I don't have a story as riveting as Savage's about commitment, but here goes. John came to visit me in California for Valentine's Day in 1997. We'd been dating long-distance for two years. Yeah, I adored him. Two days later we celebrated my birthday - my last in California. Two days after that, 18 Feb 1997, the movers came. John was taking me back to Iowa to live with him. I was scared to death.
We had our dinner that night at The Fish Market in Palo Alto. We'd eaten there the first night we spent together two years before. Then we headed back home. I stood upstairs looking out the window in my bedroom at my rose garden. Why the hell was I leaving?
I turned around. John was standing silently at the top of the stairs, watching me. He said not a word. I have no idea how long he had stood there, just letting me be. I turned to him. We herded my dog Ki into the Explorer; John had made a nest for him in the back seat. I set the timers to turn the lights on and off inside the condo, then I shut the door and locked the deadbolt. The gate behind me clanked shut. I sat down in the driver's seat and backed the Explorer out of my life in California.
As we drove past San Jose and through Gilroy we started talking about us. I asked him if he might want a ring.

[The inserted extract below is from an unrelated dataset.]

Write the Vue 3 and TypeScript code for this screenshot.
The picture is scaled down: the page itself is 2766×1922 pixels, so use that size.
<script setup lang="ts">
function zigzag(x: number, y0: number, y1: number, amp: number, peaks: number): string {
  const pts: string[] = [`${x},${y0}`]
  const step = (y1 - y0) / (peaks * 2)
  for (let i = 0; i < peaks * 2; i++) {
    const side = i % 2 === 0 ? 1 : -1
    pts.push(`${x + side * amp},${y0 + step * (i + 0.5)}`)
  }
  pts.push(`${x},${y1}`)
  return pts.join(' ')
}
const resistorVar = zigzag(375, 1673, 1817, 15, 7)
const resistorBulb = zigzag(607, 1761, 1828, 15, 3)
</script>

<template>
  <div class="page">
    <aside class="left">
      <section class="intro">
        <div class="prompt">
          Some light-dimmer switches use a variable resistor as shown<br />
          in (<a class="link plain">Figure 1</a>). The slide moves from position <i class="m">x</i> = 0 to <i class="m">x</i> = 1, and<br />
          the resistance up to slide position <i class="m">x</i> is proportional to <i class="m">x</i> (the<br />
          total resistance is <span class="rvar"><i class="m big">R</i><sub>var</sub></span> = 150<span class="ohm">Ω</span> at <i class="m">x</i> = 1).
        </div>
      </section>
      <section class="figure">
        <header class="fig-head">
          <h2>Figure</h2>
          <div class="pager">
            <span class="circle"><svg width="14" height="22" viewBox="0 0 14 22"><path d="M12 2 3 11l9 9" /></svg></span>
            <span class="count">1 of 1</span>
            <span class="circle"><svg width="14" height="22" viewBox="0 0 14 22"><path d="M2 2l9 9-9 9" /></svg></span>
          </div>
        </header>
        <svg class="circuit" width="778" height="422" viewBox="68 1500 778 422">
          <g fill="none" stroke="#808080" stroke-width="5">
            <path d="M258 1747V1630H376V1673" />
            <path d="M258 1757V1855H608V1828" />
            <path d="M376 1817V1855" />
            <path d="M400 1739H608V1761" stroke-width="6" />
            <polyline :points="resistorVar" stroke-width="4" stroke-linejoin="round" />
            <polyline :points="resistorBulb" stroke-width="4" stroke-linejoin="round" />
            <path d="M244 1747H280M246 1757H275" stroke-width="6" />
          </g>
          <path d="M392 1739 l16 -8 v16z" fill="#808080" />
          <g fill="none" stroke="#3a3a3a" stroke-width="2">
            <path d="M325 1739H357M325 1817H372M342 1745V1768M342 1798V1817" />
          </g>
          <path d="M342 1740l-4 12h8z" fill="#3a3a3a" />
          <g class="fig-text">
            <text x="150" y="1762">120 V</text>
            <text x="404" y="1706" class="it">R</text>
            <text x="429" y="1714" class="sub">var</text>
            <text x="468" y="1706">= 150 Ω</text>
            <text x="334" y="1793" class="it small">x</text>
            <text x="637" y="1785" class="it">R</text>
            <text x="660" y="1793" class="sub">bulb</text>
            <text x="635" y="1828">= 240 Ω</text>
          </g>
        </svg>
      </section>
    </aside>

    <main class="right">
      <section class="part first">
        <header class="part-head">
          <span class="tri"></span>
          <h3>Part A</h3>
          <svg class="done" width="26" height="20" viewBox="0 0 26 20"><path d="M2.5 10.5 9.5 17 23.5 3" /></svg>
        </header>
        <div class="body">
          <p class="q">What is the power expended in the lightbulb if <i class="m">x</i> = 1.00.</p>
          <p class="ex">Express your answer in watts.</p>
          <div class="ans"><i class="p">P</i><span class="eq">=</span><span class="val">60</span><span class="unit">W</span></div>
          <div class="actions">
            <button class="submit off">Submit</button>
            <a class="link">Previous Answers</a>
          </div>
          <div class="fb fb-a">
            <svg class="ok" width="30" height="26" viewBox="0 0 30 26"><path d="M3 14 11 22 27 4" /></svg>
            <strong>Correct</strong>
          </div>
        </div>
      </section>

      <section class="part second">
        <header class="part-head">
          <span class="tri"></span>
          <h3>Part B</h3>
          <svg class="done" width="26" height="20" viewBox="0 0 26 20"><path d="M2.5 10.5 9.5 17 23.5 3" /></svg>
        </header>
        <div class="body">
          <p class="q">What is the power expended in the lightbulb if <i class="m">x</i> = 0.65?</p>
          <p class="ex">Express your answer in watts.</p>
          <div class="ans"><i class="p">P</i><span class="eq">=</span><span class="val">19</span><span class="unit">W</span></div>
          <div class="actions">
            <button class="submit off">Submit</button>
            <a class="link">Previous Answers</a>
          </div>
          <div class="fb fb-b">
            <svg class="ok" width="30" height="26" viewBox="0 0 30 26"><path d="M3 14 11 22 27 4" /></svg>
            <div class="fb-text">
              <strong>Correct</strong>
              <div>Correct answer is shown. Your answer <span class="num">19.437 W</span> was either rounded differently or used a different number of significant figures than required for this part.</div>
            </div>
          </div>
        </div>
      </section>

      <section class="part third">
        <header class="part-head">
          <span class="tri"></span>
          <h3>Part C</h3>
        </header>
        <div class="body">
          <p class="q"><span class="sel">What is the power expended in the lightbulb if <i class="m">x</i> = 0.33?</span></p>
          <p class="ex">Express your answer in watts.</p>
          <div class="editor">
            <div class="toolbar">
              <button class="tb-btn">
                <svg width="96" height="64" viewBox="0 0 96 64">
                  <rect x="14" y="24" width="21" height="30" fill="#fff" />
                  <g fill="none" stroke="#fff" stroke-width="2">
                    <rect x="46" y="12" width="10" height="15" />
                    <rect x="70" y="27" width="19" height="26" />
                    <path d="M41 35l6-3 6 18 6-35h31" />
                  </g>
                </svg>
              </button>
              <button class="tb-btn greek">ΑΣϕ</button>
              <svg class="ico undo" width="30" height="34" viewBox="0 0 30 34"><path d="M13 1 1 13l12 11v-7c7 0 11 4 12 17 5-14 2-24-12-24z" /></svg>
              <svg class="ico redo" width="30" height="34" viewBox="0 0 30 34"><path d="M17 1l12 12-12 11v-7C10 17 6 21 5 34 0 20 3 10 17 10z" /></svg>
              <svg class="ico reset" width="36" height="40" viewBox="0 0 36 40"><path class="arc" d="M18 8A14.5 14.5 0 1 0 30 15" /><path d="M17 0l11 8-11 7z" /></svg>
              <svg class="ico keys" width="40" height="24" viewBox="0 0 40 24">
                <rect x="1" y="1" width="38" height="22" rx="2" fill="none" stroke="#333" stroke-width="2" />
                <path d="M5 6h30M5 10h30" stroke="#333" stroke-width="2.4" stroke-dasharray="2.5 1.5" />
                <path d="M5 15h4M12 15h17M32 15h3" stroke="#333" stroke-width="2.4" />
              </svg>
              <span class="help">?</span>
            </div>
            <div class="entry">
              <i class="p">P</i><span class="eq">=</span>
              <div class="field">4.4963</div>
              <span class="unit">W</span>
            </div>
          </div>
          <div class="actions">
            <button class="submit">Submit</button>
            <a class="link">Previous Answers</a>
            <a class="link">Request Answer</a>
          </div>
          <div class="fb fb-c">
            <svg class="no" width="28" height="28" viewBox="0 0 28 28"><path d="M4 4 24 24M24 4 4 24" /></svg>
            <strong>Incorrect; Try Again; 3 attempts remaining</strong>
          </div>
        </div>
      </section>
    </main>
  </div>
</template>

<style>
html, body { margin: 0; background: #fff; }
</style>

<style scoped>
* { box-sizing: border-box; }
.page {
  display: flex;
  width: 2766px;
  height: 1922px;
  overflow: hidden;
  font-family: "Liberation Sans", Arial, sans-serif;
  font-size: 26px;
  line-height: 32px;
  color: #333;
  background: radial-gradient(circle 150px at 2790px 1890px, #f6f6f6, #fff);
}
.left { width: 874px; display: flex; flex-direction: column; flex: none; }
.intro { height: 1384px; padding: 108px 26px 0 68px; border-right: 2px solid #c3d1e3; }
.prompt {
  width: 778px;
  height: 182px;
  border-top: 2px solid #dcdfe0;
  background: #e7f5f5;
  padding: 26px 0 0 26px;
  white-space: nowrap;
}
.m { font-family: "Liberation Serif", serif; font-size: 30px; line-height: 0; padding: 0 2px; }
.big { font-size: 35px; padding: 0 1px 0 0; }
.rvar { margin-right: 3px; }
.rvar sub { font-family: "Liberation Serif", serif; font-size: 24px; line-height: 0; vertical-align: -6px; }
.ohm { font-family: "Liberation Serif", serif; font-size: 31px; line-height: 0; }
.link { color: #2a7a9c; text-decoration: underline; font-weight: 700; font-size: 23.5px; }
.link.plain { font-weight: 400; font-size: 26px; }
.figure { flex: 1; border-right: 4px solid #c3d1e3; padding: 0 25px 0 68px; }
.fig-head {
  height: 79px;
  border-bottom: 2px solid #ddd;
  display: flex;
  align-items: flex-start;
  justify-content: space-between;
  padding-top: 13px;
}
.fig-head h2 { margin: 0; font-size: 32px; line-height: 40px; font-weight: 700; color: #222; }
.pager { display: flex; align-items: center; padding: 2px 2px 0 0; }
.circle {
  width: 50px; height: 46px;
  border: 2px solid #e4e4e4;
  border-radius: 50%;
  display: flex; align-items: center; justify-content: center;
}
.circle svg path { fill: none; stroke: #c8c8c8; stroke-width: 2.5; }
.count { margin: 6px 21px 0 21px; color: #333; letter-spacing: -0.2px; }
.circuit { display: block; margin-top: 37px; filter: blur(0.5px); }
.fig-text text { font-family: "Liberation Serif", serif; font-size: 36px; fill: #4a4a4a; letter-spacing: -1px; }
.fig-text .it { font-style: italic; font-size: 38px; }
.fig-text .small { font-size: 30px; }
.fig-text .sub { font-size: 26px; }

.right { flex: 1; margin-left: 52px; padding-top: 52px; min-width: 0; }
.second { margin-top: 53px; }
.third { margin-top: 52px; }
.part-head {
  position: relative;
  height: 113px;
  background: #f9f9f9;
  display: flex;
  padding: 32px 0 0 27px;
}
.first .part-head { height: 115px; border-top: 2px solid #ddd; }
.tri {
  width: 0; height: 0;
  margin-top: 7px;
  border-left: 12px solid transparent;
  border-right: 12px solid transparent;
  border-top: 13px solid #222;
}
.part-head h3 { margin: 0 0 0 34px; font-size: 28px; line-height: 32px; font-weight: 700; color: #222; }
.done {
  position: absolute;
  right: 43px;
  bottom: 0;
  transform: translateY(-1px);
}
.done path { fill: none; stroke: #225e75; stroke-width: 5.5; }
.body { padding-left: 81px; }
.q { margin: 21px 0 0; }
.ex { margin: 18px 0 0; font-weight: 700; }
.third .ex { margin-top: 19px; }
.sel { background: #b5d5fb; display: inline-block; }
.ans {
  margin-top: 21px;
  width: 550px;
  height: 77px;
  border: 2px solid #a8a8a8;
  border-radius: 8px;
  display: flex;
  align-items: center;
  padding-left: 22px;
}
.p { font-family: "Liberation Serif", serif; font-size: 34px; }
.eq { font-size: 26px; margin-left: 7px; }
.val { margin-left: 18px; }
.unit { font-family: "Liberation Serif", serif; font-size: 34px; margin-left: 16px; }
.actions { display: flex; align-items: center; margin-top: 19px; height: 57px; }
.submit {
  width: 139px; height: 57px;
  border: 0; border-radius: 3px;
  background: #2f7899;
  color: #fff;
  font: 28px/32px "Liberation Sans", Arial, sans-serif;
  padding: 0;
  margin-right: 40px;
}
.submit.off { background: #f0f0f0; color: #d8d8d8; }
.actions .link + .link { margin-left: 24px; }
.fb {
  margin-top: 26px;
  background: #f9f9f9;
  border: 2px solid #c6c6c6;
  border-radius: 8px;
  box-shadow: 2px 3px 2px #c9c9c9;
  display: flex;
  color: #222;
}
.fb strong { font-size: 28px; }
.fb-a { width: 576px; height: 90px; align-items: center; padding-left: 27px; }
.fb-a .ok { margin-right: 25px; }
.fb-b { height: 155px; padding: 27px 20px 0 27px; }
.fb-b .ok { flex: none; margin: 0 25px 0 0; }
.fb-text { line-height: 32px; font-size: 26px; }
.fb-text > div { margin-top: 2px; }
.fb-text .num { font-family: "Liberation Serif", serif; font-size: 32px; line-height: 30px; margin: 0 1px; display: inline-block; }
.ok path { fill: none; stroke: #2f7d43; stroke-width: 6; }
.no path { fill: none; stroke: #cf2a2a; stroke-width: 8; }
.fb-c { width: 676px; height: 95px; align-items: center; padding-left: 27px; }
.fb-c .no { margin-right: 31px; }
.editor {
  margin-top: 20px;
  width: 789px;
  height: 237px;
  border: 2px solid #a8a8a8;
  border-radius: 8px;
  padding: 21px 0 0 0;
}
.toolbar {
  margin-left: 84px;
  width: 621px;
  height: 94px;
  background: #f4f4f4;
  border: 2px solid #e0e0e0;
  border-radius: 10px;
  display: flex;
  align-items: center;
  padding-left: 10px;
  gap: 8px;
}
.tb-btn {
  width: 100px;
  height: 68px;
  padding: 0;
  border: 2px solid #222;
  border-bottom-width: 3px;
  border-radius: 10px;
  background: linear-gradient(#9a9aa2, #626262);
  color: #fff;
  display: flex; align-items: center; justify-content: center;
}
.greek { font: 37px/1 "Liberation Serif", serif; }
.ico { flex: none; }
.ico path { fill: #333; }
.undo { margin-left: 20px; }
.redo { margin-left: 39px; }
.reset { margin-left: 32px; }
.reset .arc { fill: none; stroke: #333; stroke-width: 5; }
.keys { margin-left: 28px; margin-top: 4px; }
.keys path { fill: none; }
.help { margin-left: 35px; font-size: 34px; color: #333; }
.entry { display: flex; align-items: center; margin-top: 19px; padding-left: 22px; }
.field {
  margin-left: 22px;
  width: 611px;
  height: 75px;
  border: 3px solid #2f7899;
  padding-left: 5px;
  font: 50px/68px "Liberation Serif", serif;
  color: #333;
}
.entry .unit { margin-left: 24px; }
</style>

"I can't wear a ring," he said. "I can't wear it with power tools. It could get caught on something and I'd wind up losing a finger. And there's all the wood finishing chemicals." He was quiet for a moment. Then he said, "But I'd wear your ring." As we drove onto I-5 south we were deep in quiet talk. But I think that was the last time we talked about rings and ceremonies.
We never did anything about a ceremony. We never hosted a party - at least not just one big party for our friends about us. We did something else. We created our own commitment. It wasn't particularly emotional or sexy. We visited our lawyer's office and hammered out legal agreements around the house, for end-of-life decisions, about wills and property deeds. Not sexy. But it put us on a real legal footing.
I still think about it, sometimes. About a year ago I found a queer goldsmith who creates marvelous wedding rings for guys. I might surprise John someday.